Entries from a dataset:
◇ ◇ ◇ ◇
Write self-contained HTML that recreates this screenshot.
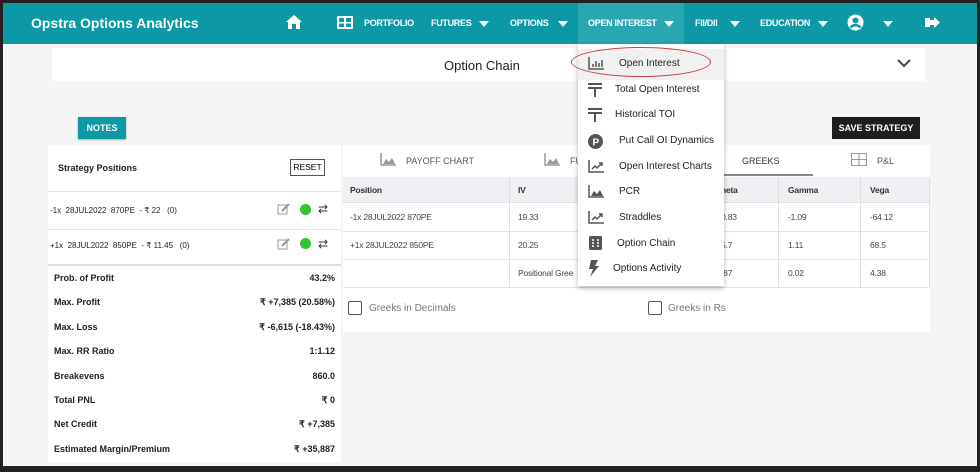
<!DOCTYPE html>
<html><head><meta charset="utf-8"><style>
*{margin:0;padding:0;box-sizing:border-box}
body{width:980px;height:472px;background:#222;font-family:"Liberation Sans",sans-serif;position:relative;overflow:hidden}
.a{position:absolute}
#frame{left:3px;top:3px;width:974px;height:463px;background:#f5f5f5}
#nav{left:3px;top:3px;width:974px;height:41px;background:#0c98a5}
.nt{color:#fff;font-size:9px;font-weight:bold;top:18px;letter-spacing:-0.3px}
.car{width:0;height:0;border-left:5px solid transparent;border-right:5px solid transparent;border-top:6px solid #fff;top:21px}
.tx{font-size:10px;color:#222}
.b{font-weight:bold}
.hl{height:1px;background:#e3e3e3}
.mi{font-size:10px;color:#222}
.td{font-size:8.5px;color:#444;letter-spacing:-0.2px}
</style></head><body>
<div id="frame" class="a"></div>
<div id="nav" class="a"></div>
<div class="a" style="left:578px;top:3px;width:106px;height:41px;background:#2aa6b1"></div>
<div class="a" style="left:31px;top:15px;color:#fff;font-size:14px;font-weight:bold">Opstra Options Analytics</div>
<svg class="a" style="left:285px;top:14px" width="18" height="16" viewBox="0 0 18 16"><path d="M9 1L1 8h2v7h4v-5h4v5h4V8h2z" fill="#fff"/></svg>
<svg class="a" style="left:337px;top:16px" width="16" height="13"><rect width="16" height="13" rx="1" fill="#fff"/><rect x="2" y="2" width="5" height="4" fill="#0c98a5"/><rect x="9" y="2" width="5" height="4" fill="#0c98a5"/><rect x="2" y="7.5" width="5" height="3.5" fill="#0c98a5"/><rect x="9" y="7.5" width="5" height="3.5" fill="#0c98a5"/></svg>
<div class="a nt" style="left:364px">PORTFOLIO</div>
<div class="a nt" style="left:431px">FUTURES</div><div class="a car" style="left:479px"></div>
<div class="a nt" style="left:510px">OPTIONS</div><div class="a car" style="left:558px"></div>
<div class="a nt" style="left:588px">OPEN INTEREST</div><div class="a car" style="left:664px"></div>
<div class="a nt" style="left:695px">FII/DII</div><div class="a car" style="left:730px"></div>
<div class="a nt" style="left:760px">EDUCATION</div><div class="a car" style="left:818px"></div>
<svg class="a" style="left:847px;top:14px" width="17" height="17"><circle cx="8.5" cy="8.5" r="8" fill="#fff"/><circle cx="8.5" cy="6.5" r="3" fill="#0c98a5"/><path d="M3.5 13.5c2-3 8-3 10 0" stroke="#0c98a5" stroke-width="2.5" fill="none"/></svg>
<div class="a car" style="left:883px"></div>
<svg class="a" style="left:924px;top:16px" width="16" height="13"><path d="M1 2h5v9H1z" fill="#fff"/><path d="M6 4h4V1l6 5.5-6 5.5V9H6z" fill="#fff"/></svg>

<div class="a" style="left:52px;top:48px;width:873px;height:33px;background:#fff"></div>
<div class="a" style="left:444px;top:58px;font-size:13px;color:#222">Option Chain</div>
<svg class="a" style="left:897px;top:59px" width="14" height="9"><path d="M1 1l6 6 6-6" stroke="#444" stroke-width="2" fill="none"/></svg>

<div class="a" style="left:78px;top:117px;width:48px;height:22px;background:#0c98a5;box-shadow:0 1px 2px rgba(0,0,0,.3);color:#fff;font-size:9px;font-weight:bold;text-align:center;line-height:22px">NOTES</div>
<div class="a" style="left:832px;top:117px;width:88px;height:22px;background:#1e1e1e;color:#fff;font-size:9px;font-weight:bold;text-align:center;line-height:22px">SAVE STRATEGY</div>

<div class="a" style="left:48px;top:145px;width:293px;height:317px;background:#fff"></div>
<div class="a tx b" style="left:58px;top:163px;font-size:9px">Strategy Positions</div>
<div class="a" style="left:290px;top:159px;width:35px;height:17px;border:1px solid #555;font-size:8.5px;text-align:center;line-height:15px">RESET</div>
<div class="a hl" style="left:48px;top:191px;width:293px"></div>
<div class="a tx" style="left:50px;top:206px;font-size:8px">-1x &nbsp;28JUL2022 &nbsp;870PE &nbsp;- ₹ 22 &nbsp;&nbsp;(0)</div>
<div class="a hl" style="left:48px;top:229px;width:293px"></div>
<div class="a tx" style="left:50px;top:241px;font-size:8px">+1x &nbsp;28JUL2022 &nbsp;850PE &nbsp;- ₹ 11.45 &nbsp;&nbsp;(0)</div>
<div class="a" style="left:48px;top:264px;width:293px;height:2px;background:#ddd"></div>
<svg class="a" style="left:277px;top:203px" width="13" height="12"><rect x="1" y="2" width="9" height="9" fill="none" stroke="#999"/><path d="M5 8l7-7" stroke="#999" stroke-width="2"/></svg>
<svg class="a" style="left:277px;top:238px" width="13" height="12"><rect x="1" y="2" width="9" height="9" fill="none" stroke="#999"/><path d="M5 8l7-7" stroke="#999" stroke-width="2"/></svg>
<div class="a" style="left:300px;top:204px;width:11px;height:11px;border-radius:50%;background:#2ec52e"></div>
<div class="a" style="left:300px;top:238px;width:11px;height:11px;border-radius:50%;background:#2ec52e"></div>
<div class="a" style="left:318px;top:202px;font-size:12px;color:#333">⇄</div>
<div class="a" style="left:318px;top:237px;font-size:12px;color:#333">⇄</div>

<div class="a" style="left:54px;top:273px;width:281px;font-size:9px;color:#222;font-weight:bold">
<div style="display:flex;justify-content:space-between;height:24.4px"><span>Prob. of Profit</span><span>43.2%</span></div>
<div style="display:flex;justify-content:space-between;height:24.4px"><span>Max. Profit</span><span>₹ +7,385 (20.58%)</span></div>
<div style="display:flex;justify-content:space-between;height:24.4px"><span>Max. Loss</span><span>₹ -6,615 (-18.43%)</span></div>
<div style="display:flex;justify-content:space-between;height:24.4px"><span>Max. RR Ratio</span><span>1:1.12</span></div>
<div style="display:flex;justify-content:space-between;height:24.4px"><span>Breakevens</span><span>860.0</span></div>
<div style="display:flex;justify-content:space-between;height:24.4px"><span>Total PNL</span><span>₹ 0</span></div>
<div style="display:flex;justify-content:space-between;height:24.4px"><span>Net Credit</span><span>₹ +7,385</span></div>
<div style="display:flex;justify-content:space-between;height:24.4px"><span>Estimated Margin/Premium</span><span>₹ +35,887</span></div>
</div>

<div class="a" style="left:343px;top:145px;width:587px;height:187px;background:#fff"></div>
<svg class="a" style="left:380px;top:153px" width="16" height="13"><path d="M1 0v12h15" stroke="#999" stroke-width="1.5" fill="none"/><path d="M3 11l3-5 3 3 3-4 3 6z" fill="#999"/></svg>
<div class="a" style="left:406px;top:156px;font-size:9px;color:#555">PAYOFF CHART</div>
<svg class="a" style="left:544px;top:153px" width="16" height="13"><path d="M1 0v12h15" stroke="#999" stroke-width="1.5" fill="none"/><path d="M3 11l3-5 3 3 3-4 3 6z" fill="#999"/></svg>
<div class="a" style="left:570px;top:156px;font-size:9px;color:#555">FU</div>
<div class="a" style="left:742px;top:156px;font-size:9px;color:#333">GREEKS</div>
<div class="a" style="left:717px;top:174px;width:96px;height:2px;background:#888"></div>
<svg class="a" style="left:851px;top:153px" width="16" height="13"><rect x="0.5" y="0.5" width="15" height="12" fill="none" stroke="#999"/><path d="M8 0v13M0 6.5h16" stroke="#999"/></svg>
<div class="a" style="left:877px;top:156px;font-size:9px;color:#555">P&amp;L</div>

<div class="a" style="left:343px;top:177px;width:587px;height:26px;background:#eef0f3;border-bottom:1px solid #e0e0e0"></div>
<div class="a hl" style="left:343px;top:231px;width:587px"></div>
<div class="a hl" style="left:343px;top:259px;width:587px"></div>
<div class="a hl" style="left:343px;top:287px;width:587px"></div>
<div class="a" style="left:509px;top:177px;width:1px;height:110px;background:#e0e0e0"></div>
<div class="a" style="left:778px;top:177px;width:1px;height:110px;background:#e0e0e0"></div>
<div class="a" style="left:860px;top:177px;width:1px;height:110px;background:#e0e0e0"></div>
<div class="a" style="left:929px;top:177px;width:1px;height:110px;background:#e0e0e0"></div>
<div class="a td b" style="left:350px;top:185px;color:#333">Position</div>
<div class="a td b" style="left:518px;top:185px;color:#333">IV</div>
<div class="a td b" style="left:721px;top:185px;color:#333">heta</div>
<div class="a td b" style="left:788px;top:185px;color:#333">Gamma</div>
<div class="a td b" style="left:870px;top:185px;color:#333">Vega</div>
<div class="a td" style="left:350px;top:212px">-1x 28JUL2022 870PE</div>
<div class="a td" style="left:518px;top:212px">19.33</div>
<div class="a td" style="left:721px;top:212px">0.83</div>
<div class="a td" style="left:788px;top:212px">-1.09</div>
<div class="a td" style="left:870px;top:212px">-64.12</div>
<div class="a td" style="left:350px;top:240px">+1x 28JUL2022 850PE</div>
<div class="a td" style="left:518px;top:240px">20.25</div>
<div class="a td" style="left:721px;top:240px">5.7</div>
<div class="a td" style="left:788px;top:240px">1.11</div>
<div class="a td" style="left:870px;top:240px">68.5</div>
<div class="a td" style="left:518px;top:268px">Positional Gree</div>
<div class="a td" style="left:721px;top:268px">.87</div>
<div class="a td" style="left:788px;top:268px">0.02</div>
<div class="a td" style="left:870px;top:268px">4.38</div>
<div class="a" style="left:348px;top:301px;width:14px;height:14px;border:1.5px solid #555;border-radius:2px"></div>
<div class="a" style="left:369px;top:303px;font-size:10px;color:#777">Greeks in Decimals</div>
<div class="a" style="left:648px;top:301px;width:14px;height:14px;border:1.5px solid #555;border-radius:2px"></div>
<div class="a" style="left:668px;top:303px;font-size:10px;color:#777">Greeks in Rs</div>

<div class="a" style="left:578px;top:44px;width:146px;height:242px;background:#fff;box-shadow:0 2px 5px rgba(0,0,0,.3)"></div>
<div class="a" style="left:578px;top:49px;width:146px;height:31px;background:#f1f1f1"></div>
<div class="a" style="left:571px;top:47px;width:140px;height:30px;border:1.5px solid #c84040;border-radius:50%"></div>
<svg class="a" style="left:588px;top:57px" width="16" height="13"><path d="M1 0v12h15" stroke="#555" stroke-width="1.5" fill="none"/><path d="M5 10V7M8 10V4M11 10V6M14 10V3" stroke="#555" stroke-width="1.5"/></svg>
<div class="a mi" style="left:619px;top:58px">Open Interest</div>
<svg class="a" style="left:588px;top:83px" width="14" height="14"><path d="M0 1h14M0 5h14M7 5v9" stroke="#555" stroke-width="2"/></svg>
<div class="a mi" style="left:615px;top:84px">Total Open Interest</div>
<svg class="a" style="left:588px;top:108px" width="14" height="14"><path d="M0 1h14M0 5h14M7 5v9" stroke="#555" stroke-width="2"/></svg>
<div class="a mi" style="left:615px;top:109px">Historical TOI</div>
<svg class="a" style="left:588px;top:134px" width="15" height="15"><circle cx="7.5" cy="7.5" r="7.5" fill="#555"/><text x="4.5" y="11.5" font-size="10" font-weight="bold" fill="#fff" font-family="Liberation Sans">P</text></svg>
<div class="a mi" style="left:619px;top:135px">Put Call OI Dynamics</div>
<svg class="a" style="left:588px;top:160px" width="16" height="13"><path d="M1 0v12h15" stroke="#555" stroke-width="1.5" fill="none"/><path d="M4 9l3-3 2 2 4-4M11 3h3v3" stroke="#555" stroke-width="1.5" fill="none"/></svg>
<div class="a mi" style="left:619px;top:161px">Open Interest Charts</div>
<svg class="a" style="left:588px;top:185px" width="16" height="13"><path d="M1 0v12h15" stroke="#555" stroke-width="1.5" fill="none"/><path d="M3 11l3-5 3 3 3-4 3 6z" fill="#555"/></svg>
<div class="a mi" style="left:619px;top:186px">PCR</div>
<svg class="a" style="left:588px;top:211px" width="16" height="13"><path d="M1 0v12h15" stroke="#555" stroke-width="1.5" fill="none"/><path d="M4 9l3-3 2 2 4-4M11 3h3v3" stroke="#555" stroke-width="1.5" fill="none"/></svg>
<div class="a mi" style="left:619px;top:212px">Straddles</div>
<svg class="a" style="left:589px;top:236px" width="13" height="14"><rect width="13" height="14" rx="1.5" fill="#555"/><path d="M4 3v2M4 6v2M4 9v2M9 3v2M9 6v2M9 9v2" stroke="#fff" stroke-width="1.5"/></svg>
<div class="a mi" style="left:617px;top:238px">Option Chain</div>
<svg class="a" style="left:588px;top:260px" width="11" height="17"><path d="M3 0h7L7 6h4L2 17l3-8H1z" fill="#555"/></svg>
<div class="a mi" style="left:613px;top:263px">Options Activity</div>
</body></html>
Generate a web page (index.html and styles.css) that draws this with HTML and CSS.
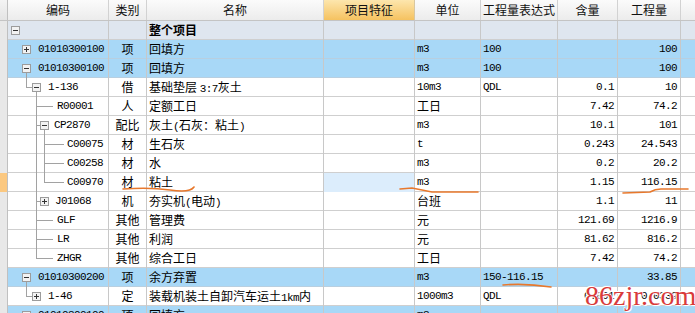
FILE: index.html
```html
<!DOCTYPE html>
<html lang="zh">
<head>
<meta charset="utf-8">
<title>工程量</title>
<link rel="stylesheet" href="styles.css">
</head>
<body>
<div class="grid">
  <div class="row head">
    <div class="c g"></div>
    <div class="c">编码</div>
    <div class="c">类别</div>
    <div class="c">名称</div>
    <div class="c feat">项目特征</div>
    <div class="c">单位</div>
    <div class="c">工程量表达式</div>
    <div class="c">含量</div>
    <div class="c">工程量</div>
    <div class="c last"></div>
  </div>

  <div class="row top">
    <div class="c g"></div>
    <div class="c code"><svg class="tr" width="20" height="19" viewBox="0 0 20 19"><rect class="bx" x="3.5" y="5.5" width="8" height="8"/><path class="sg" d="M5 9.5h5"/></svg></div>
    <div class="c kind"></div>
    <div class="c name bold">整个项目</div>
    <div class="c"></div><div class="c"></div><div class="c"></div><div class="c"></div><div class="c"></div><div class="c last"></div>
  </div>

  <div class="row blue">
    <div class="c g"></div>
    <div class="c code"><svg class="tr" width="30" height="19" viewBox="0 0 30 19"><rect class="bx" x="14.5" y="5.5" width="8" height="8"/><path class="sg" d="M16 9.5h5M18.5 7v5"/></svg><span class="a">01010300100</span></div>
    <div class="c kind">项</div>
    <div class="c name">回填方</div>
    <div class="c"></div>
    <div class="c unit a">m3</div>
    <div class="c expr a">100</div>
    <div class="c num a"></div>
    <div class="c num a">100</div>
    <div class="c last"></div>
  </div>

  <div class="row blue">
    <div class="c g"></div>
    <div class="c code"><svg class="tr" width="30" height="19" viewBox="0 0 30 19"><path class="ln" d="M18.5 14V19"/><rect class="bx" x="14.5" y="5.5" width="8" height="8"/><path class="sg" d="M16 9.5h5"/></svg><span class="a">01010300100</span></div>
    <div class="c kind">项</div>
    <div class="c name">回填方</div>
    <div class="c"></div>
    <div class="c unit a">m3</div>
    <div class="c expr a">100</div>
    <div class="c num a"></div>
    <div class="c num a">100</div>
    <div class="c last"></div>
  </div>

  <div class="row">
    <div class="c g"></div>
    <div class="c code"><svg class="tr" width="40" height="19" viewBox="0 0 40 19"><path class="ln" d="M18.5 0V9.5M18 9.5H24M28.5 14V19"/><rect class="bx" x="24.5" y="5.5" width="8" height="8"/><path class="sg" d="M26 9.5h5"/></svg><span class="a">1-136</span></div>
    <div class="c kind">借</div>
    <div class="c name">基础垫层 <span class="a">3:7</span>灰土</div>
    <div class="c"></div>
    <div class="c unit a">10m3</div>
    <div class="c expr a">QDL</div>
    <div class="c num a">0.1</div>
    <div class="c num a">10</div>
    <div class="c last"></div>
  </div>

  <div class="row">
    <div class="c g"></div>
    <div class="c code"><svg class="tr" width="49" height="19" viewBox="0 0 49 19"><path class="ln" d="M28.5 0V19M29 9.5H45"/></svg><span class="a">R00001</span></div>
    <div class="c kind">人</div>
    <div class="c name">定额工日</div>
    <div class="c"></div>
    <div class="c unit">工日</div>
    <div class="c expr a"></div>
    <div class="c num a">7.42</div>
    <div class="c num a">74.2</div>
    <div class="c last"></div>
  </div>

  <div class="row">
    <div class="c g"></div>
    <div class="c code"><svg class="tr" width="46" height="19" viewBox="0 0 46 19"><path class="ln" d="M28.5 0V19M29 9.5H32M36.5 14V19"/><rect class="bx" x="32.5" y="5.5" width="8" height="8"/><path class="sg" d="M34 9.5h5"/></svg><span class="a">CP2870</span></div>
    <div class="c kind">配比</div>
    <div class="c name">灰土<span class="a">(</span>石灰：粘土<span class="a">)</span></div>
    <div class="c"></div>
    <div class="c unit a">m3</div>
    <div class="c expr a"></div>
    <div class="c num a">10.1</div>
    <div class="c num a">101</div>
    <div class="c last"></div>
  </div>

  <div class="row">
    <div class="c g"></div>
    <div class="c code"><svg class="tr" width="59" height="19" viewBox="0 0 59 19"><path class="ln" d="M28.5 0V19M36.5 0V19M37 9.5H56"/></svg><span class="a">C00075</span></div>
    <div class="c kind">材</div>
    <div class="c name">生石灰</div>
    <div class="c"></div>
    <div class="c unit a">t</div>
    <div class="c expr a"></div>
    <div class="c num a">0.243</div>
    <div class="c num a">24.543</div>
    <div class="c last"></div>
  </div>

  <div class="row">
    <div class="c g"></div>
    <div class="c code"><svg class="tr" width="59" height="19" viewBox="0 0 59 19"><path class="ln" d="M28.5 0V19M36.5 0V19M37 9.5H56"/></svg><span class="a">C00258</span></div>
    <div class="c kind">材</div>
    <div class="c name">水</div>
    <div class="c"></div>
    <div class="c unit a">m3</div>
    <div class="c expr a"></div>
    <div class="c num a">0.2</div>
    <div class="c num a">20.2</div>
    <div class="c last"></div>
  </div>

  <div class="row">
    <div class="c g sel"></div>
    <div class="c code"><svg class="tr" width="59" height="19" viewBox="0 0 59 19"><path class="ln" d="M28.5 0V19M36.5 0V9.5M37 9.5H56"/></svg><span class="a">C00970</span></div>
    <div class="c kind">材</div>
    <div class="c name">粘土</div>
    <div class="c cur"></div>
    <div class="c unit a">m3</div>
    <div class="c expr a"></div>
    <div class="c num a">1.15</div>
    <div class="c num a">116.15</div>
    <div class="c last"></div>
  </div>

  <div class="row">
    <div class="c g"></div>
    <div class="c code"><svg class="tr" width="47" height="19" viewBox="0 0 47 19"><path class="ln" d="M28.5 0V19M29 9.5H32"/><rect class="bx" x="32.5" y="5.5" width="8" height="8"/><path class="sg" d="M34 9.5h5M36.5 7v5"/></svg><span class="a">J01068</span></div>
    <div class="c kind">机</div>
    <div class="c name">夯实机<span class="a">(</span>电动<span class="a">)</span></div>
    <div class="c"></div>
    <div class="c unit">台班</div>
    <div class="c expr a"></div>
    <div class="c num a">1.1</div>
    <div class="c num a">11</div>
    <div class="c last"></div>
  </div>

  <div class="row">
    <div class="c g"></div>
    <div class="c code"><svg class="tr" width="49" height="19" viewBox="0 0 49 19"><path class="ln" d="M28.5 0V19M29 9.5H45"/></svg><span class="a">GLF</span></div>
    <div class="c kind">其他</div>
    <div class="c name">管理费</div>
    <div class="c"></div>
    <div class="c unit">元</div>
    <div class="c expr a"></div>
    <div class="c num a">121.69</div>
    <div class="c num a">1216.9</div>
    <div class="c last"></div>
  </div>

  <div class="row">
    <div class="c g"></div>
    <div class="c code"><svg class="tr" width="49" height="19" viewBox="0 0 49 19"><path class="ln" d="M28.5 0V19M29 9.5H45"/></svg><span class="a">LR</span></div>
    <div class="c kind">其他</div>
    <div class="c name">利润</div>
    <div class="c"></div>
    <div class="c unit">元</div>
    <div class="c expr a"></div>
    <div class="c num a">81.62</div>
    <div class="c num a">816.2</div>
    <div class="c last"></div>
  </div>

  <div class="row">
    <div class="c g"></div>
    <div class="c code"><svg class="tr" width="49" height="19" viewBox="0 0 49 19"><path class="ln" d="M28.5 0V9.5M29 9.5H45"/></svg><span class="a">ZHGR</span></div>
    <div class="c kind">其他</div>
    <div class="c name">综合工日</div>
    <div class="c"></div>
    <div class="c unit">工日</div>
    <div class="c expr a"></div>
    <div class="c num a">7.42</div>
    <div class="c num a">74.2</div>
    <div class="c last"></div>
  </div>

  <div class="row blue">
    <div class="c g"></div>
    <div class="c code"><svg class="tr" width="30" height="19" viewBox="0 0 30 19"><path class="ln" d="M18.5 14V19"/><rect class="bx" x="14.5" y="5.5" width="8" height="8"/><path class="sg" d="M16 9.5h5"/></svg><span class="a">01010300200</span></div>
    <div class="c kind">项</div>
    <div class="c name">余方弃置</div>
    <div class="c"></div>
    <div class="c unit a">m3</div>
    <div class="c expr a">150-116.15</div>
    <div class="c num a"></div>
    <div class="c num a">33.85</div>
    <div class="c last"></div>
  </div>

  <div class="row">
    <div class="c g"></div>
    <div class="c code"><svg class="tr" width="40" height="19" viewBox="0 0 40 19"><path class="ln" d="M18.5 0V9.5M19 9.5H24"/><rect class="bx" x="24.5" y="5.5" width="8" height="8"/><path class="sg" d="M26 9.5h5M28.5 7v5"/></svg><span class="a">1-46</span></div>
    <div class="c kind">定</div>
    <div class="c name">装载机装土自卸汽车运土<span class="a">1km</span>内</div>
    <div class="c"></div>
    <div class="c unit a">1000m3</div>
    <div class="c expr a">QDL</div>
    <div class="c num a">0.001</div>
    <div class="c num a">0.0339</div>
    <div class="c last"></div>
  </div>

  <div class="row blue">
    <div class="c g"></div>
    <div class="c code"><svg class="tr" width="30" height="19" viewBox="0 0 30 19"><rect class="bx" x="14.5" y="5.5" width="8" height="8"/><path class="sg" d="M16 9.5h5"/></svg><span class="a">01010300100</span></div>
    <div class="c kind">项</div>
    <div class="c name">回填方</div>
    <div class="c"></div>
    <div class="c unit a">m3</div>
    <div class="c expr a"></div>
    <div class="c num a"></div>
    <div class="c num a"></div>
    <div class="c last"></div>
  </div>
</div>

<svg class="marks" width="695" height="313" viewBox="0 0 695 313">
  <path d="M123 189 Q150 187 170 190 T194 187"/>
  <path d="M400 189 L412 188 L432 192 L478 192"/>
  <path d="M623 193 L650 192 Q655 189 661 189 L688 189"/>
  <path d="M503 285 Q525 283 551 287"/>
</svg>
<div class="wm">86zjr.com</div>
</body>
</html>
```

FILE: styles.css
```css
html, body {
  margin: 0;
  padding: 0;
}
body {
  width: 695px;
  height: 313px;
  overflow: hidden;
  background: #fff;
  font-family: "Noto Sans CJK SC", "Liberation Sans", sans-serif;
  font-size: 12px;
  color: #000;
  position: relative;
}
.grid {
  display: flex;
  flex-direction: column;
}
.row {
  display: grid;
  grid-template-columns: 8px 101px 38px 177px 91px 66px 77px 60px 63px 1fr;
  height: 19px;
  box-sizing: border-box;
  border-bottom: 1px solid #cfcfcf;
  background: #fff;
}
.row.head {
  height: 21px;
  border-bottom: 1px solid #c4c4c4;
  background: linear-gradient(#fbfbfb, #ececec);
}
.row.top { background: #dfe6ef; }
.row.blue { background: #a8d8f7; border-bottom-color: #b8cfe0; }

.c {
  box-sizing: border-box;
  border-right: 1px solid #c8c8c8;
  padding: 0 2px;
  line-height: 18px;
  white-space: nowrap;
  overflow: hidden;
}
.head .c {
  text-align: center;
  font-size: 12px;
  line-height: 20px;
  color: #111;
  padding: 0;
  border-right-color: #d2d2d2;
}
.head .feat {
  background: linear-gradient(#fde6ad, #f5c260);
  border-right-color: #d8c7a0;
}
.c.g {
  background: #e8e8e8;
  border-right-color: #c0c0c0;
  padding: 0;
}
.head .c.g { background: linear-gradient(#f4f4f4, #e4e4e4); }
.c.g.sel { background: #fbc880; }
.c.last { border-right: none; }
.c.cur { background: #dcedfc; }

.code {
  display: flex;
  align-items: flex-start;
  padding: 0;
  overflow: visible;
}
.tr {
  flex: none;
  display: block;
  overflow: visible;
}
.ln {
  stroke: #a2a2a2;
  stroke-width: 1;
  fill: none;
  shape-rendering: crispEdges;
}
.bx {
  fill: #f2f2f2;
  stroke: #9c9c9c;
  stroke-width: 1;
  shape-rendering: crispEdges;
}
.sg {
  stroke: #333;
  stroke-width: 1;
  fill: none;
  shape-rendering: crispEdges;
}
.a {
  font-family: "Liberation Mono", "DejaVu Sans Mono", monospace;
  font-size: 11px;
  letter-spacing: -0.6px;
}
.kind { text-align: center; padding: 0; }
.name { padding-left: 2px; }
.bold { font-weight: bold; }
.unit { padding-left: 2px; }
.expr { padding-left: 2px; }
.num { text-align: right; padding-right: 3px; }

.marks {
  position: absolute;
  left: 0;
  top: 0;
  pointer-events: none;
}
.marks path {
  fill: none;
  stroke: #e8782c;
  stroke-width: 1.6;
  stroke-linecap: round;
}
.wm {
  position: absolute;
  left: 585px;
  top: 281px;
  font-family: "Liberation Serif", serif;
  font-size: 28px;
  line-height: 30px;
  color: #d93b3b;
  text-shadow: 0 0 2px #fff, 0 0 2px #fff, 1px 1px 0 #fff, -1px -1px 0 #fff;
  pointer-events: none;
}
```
◇ ◇ ◇ ◇
EXERCISE PROMPT: Find "index". Copy every line it occurs in.

RESPONSE TO THIS EXERCISE:
Generate a web page (index.html and styles.css) that draws this with HTML and CSS.
FILE: index.html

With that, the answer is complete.